Q: How frequently will articles and translations be upgraded?
A: The Marco Polo Project is a collective platform, and the growth of our collection will depend on the rate at which users are submitting and translating articles. But to keep things interesting, our in-house editors will refresh the front page selection each week and highlight a few pieces worth translating in priority.
Q: Can I repost?
A: We believe in the free sharing of information, and in line with that philosophy, we encourage reposting. Unless otherwise specified, all material on the Marco Polo project website is published under creative commons license, with attribution. But also believe that writers and intellectual workers should receive proper recognition for their work. If you really like a translation, consider contacting the Chinese author and the translator(s), to let them know that it’s getting around. For more information about our copyright policy, please read our Terms.
Q: Something’s wrong with the website, what should I do?
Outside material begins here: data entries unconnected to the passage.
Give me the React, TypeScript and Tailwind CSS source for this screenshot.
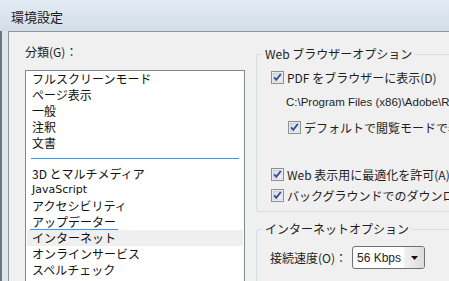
import React from 'react';

const jp = { fontFamily: '"Noto Sans CJK JP", "Noto Sans", sans-serif' };
const latin = { fontFamily: '"Liberation Sans", "Noto Sans CJK JP", sans-serif' };

const CheckBox = () => (
    <svg width="13" height="13" viewBox="0 0 13 13" className="shrink-0">
        <defs>
            <linearGradient id="cbg" x1="0" y1="0" x2="1" y2="1">
                <stop offset="0" stopColor="#d4d8de" />
                <stop offset="1" stopColor="#f7f8fa" />
            </linearGradient>
        </defs>
        <rect x="0.5" y="0.5" width="12" height="12" fill="#fff" stroke="#8f8f8f" />
        <rect x="2" y="2" width="9" height="9" fill="url(#cbg)" stroke="#b5bac3" strokeWidth="0.6" />
        <path d="M3.2 6.4 L5.3 8.9 L9.8 3" fill="none" stroke="#2e4a9e" strokeWidth="1.8" />
    </svg>
);

const listTop = ['フルスクリーンモード', 'ページ表示', '一般', '注釈', '文書'];

const Row = ({ children, active }: { children: React.ReactNode; active?: boolean }) => (
    <div className={`h-[16px] flex items-center pl-[5px] mx-[1px] ${active ? 'bg-[#efefef]' : ''}`}>
        {children}
    </div>
);

const GroupBox = ({ title, children, className }: { title: string; children: React.ReactNode; className?: string }) => (
    <div className={`relative border border-[#d5dfe5] rounded-[3px] border-r-0 rounded-r-none ${className ?? ''}`}>
        <span className="absolute left-[6px] top-[-9px] px-[2px] bg-[#f0f0f0] text-[12px] leading-[16px] text-[#1e1e1e]" style={jp}>
            {title}
        </span>
        {children}
    </div>
);

export default function App() {
    return (
        <div className="w-[449px] h-[281px] overflow-hidden bg-[#dbe4ee] flex flex-col text-black">
            <div className="h-[31px] shrink-0 flex items-center pl-[11px] pt-[2px] text-[13px] text-[#1a1a1a] bg-gradient-to-b from-[#e3eaf2] to-[#d3dee9]" style={jp}>
                環境設定
            </div>
            <div className="flex-1 flex min-h-0">
                <div className="w-[8px] shrink-0 border-l-2 border-[#6d737a] bg-[#dde5ee]" />
                <div className="flex-1 flex border-l border-t border-[#8e969f] bg-[#f0f0f0] min-w-0">
                    {/* category list */}
                    <div className="w-[236px] shrink-0 pl-[16px] pt-[13px] flex flex-col">
                        <div className="text-[12px] leading-[14px] text-[#1e1e1e] h-[25px]" style={jp}>
                            分類(G)：
                        </div>
                        <div className="flex-1 border border-[#828790] border-b-0 bg-white text-[12px] leading-[16px] text-[#111]" style={jp}>
                            {listTop.map((t) => (
                                <Row key={t}>{t}</Row>
                            ))}
                            <div className="h-[15px] flex items-center px-[5px]">
                                <div className="h-px w-full bg-[#3399ff]" />
                            </div>
                            <Row>3D とマルチメディア</Row>
                            <Row>
                                <span className="text-[11px]" style={{ fontFamily: '"DejaVu Sans", sans-serif' }}>JavaScript</span>
                            </Row>
                            <Row>アクセシビリティ</Row>
                            <div className="h-[16px] flex items-center pl-[3px] mx-[1px]">
                                <span className="border-b border-[#3399ff] pl-[2px] pr-[2px] leading-[15px]">アップデーター</span>
                            </div>
                            <Row active>インターネット</Row>
                            <Row>オンラインサービス</Row>
                            <Row>スペルチェック</Row>
                        </div>
                    </div>

                    {/* options */}
                    <div className="flex-1 pl-[11px] pt-[22px] flex flex-col min-w-0">
                        <GroupBox title="Web ブラウザーオプション" className="h-[158px] shrink-0">
                            <div className="pl-[14px] pt-[16px] text-[12px] text-[#1e1e1e] whitespace-nowrap" style={jp}>
                                <div className="h-[13px] flex items-center gap-[3px]">
                                    <CheckBox />
                                    <span>PDF をブラウザーに表示(D)</span>
                                </div>
                                <div className="h-[13px] mt-[12px] pl-[15px] flex items-center text-[11.5px]" style={latin}>
                                    C:\Program Files (x86)\Adobe\Reader 11.0\Reader\AcroRd32.exe
                                </div>
                                <div className="h-[13px] mt-[12px] pl-[17px] flex items-center gap-[3px]">
                                    <CheckBox />
                                    <span>デフォルトで閲覧モードで表示</span>
                                </div>
                                <div className="h-[13px] mt-[34px] flex items-center gap-[3px]">
                                    <CheckBox />
                                    <span>Web 表示用に最適化を許可(A)</span>
                                </div>
                                <div className="h-[13px] mt-[8px] flex items-center gap-[3px]">
                                    <CheckBox />
                                    <span>バックグラウンドでのダウンロードを許可</span>
                                </div>
                            </div>
                        </GroupBox>
                        <GroupBox title="インターネットオプション" className="mt-[17px] flex-1 border-b-0 rounded-b-none">
                            <div className="pl-[13px] pt-[16px] flex items-center text-[12px] text-[#1e1e1e] whitespace-nowrap" style={jp}>
                                <span className="w-[82px] shrink-0">接続速度(O)：</span>
                                <div className="w-[73px] h-[23px] shrink-0 border border-[#707070] rounded-[3px] flex overflow-hidden bg-white">
                                    <div className="flex-1 flex items-center pl-[4px] text-[12px] whitespace-nowrap" style={latin}>
                                        56 Kbps
                                    </div>
                                    <div className="w-[20px] flex items-center justify-center bg-gradient-to-r from-[#f2f2f2] to-[#dcdcdc]">
                                        <svg width="7" height="4" viewBox="0 0 7 4">
                                            <path d="M0 0 H7 L3.5 4 Z" fill="#111" />
                                        </svg>
                                    </div>
                                </div>
                            </div>
                        </GroupBox>
                    </div>
                </div>
            </div>
        </div>
    );
}
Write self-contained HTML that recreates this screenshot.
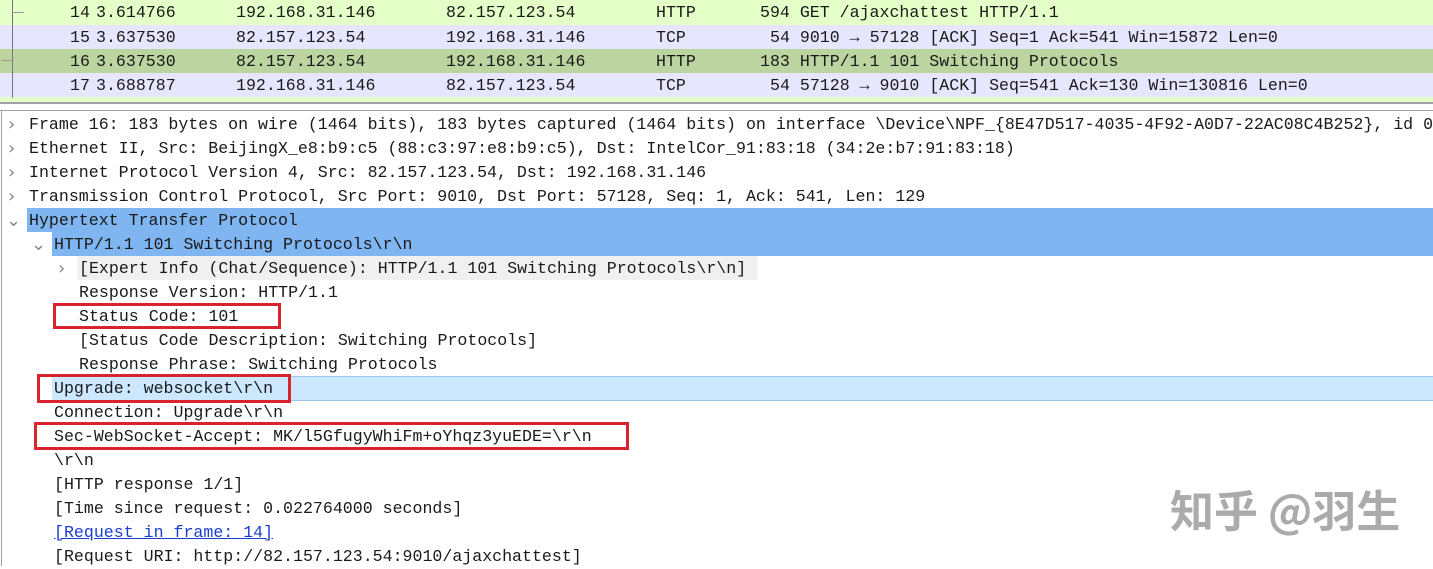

A: Our web-team is regularly working on the website, to develop new features or improve usability. Maybe that was a temporary problem? Check in after a few hours, or try opening it in a different browser. If the problem does not disappear, please let us know! Contact us at email@example.com, with a description of what’s wrong, and we’ll get to it as soon as we can.
Q: Are you making money from this website?
A: The Marco Polo project is a not-for-profit public company limited by guarantee incorporated in Australia. According to the terms of our Constitution, all profits are reinvested in the company to pay for administrative, editorial and web development costs. At the moment, all of our team members are volunteers.